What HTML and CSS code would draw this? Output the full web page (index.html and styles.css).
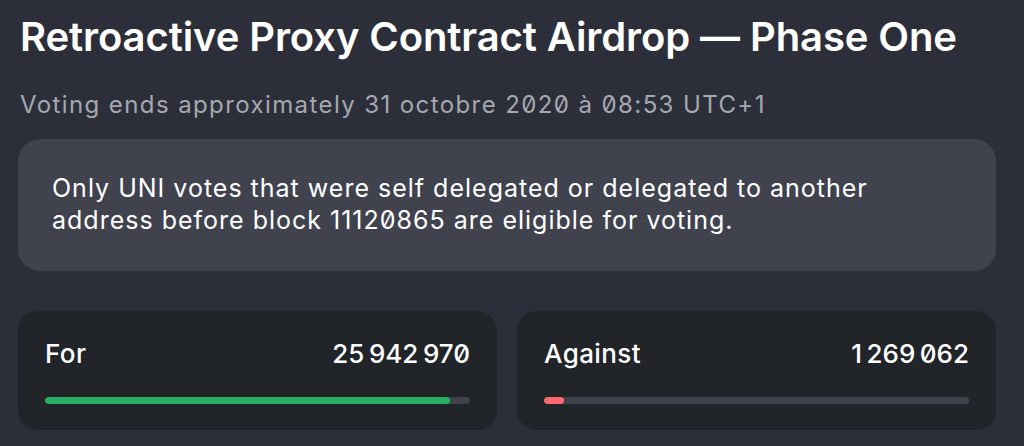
FILE: index.html
```html
<!DOCTYPE html>
<html>

<head>
	<meta charset="utf-8">
	<title>Retroactive Proxy Contract Airdrop</title>
	<link rel="stylesheet" href="styles.css">
</head>

<body>
	<div class="proposal">
		<h1 class="title">Retroactive Proxy Contract Airdrop — Phase One</h1>
		<p class="ends">Voting ends approximately 31 octobre 2020 à 08:53 UTC+1</p>

		<div class="notice">
			Only UNI votes that were self delegated or delegated to another<br>
			address before block 11120865 are eligible for voting.
		</div>

		<div class="votes">
			<div class="card">
				<div class="card-head">
					<span class="label">For</span>
					<span class="count">25&#8239;942&#8239;970</span>
				</div>
				<div class="track"><div class="fill for" style="width: 95.3%"></div></div>
			</div>
			<div class="card">
				<div class="card-head">
					<span class="label">Against</span>
					<span class="count">1&#8239;269&#8239;062</span>
				</div>
				<div class="track"><div class="fill against" style="width: 4.7%"></div></div>
			</div>
		</div>
	</div>
</body>

</html>
```

FILE: styles.css
```css
body {
	margin: 0;
	background-color: #2c2f3a;
	font-family: Inter, 'Noto Sans', sans-serif;
	font-feature-settings: "zero" 1;
	color: white;
}

.proposal {
	padding: 13px 28px 0 18px;
}

.title {
	margin: 0;
	padding-left: 2px;
	font-size: 40px;
	font-weight: 600;
	line-height: 48px;
	letter-spacing: -0.1px;
}

.ends {
	margin: 29px 0 0 0;
	padding-left: 2px;
	font-size: 24px;
	line-height: 30px;
	letter-spacing: 1.4px;
	color: #a5a8af;
}

.notice {
	margin-top: 19px;
	background-color: #40434e;
	border-radius: 22px;
	padding: 33px 34px 35px 34px;
	font-size: 25px;
	line-height: 32px;
	letter-spacing: 1px;
}

.votes {
	display: grid;
	grid-template-columns: 1fr 1fr;
	gap: 20px;
	margin-top: 40px;
}

.card {
	background-color: #212429;
	border-radius: 20px;
	padding: 28px 27px 26px 27px;
}

.card-head {
	display: flex;
	justify-content: space-between;
	align-items: baseline;
	font-size: 26px;
	font-weight: 500;
	line-height: 30px;
	letter-spacing: 0.4px;
}

.track {
	margin-top: 28px;
	height: 7px;
	border-radius: 4px;
	background-color: #40434e;
	overflow: hidden;
}

.fill {
	height: 100%;
	border-radius: 4px;
}

.for {
	background-color: #27ae60;
}

.against {
	background-color: #ff6871;
}
```
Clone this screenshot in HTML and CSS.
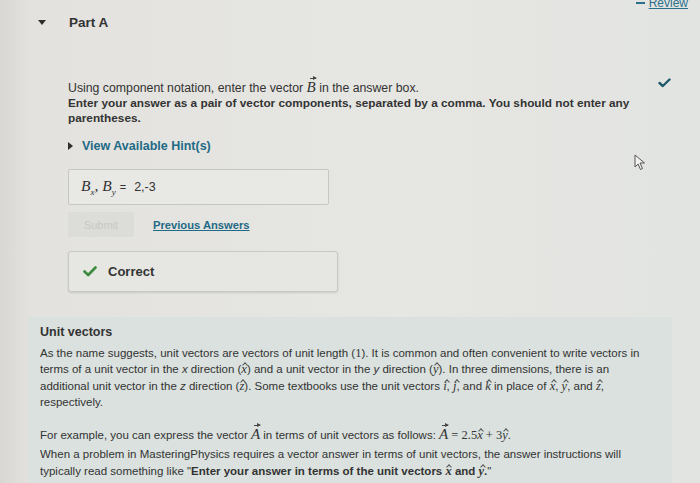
FILE: index.html
```html
<!DOCTYPE html>
<html>
<head>
<meta charset="utf-8">
<link rel="stylesheet" href="styles.css">
</head>
<body>
<div class="screen">
  <div class="topbar"><a class="review" href="#"><span class="review-icon"></span>Review</a></div>
  <div class="part-header">
    <span class="caret-down"></span>
    <span class="part-title">Part A</span>
  </div>
  <div class="part-body">
    <div class="main">
      <p class="prompt">Using component notation, enter the vector <span class="vec">B</span> in the answer box.</p>
      <p class="instruct">Enter your answer as a pair of vector components, separated by a comma. You should not enter any parentheses.</p>
      <div class="hint"><span class="caret-right"></span><a href="#">View Available Hint(s)</a></div>
      <div class="answer-box"><span class="math">B<sub>x</sub>, B<sub>y</sub></span><span class="eq">=</span>2,-3</div>
      <div class="actions">
        <span class="submit">Submit</span>
        <a class="prev" href="#">Previous Answers</a>
      </div>
      <div class="correct">
        <svg class="ok" width="14" height="11" viewBox="0 0 14 11"><path d="M1.5 5.5 L5.2 9 L12.5 1.5" fill="none" stroke="#3b8a3e" stroke-width="2.6" stroke-linecap="round" stroke-linejoin="round"/></svg>
        <span>Correct</span>
      </div>
    </div>
    <div class="status">
      <svg width="13" height="10" viewBox="0 0 13 10"><path d="M1.5 5 L4.8 8 L11.5 1.5" fill="none" stroke="#1f5a6a" stroke-width="2.4" stroke-linecap="round" stroke-linejoin="round"/></svg>
    </div>
  </div>
  <div class="unit-panel">
    <h3>Unit vectors</h3>
    <p class="p1">As the name suggests, unit vectors are vectors of unit length (<span class="m">1</span>). It is common and often convenient to write vectors in terms of a unit vector in the <i>x</i> direction (<span class="hat">x</span>) and a unit vector in the <i>y</i> direction (<span class="hat">y</span>). In three dimensions, there is an additional unit vector in the <i>z</i> direction (<span class="hat">z</span>). Some textbooks use the unit vectors <span class="hat">i</span>, <span class="hat">j</span>, and <span class="hat">k</span> in place of <span class="hat">x</span>, <span class="hat">y</span>, and <span class="hat">z</span>, respectively.</p>
    <p class="p2">For example, you can express the vector <span class="vec">A</span> in terms of unit vectors as follows: <span class="vec">A</span><span class="m"> = 2.5<span class="hat">x</span> + 3<span class="hat">y</span></span>.</p>
    <p class="p3">When a problem in MasteringPhysics requires a vector answer in terms of unit vectors, the answer instructions will typically read something like "<b>Enter your answer in terms of the unit vectors <span class="hat">x</span> and <span class="hat">y</span>.</b>"</p>
  </div>
  <svg class="cursor" width="12" height="17" viewBox="0 0 12 17"><path d="M1 1 L1 13 L4 10 L6.5 15.5 L8.5 14.5 L6 9 L10.5 9 Z" fill="#f2f2f0" stroke="#555" stroke-width="1"/></svg>
</div>
</body>
</html>
```
FILE: styles.css
```css
* { box-sizing: border-box; }
html, body { margin: 0; padding: 0; }
body {
  width: 700px;
  height: 483px;
  overflow: hidden;
  font-family: "Liberation Sans", Arial, sans-serif;
  color: #333333;
  background: #e4e3df;
}
.screen {
  position: relative;
  width: 700px;
  height: 483px;
  background: linear-gradient(90deg, #d9d7d3 0px, #e3e2de 30px, #e6e6e2 400px, #e2e4e1 700px);
}
.topbar {
  height: 9px;
  display: flex;
  justify-content: flex-end;
  align-items: flex-end;
  overflow: hidden;
  padding-right: 12px;
}
.review {
  display: flex;
  align-items: center;
  gap: 4px;
  color: #2a6f8c;
  font-size: 12px;
  line-height: 12px;
  text-decoration: underline;
}
.review-icon {
  width: 9px;
  height: 2px;
  background: #2a6f8c;
}
.part-header {
  display: flex;
  align-items: center;
  padding: 0 0 0 38px;
  gap: 23px;
  height: 26px;
}
.caret-down {
  width: 0; height: 0;
  border-left: 4.5px solid transparent;
  border-right: 4.5px solid transparent;
  border-top: 5px solid #2e2e2e;
}
.part-title {
  font-weight: bold;
  font-size: 13.5px;
}
.part-body {
  display: flex;
  padding-left: 68px;
  padding-top: 45px;
}
.main { width: 590px; }
.status { margin-top: -6px; }
.prompt {
  margin: 0;
  font-size: 12.3px;
  line-height: 15px;
}
.vec {
  position: relative;
  font-family: "Liberation Serif", "DejaVu Serif", serif;
  font-style: italic;
  font-size: 15px;
  line-height: 1;
}
.vec::before {
  content: "";
  position: absolute;
  left: 3px; right: 0px;
  top: -1px;
  height: 1px;
  background: #444;
}
.vec::after {
  content: "";
  position: absolute;
  right: -1px;
  top: -3px;
  border-left: 4px solid #444;
  border-top: 2.5px solid transparent;
  border-bottom: 2.5px solid transparent;
}
.instruct {
  margin: 0;
  font-weight: bold;
  font-size: 11.8px;
  line-height: 14.5px;
}
.hint {
  margin-top: 10px;
  display: flex;
  align-items: center;
  gap: 9px;
  height: 22px;
}
.caret-right {
  width: 0; height: 0;
  border-top: 4.5px solid transparent;
  border-bottom: 4.5px solid transparent;
  border-left: 5px solid #2e2e2e;
}
.hint a {
  color: #1f6a86;
  font-weight: bold;
  font-size: 12.5px;
  text-decoration: none;
}
.answer-box {
  margin-top: 12px;
  width: 261px;
  height: 36px;
  border: 1px solid #c6c6c2;
  border-radius: 2px;
  background: #e8e8e5;
  display: flex;
  align-items: center;
  padding-left: 12px;
  font-size: 12.5px;
}
.math {
  font-family: "Liberation Serif", "DejaVu Serif", serif;
  font-style: italic;
  font-size: 15.5px;
}
.math sub { font-size: 9px; }
.eq { font-size: 11px; margin: 0 8px 0 4px; }
.actions {
  margin-top: 7px;
  display: flex;
  align-items: center;
  gap: 19px;
}
.submit {
  width: 66px;
  height: 25px;
  background: #dcdcd8;
  border-radius: 2px;
  color: #c8c8c5;
  font-size: 11px;
  display: flex;
  align-items: center;
  justify-content: center;
}
.prev {
  color: #1f6a86;
  font-weight: bold;
  font-size: 11.2px;
  text-decoration: underline;
}
.correct {
  margin-top: 14px;
  width: 270px;
  height: 41px;
  border: 1px solid #c8c8c4;
  border-radius: 3px;
  background: #e6e6e2;
  box-shadow: 0 1px 2px rgba(0,0,0,0.12);
  display: flex;
  align-items: center;
  padding-left: 14px;
  gap: 11px;
  font-weight: bold;
  font-size: 13px;
}
.unit-panel {
  margin: 25px 0 0 28px;
  width: 644px;
  height: 200px;
  background: #dae1de;
  padding: 7px 12px;
  font-size: 11.5px;
  line-height: 16.5px;
}
.unit-panel h3 {
  margin: 0 0 4px;
  font-size: 12.5px;
  font-weight: bold;
}
.unit-panel p { margin: 0; }
.unit-panel .p1 { margin-bottom: 16px; }
.unit-panel .p2 { margin-bottom: 3px; }
.m {
  font-family: "Liberation Serif", "DejaVu Serif", serif;
  font-size: 12.5px;
  line-height: 1;
}
.hat {
  position: relative;
  font-family: "Liberation Serif", "DejaVu Serif", serif;
  font-style: italic;
  font-size: 12.5px;
  line-height: 1;
}
.hat::before {
  content: "";
  position: absolute;
  left: 2px;
  top: 1px;
  width: 3px;
  height: 3px;
  border-left: 1px solid #555;
  border-top: 1px solid #555;
  transform: rotate(45deg);
}
.cursor {
  position: absolute;
  left: 634px;
  top: 154px;
}
```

What to do:
Gather each line that holds "styles".

Exercise answer:
What HTML and CSS code would draw this? Output the full web page (index.html and styles.css).
	<link rel="stylesheet" href="styles.css">
FILE: styles.css
<link rel="stylesheet" href="styles.css">
FILE: styles.css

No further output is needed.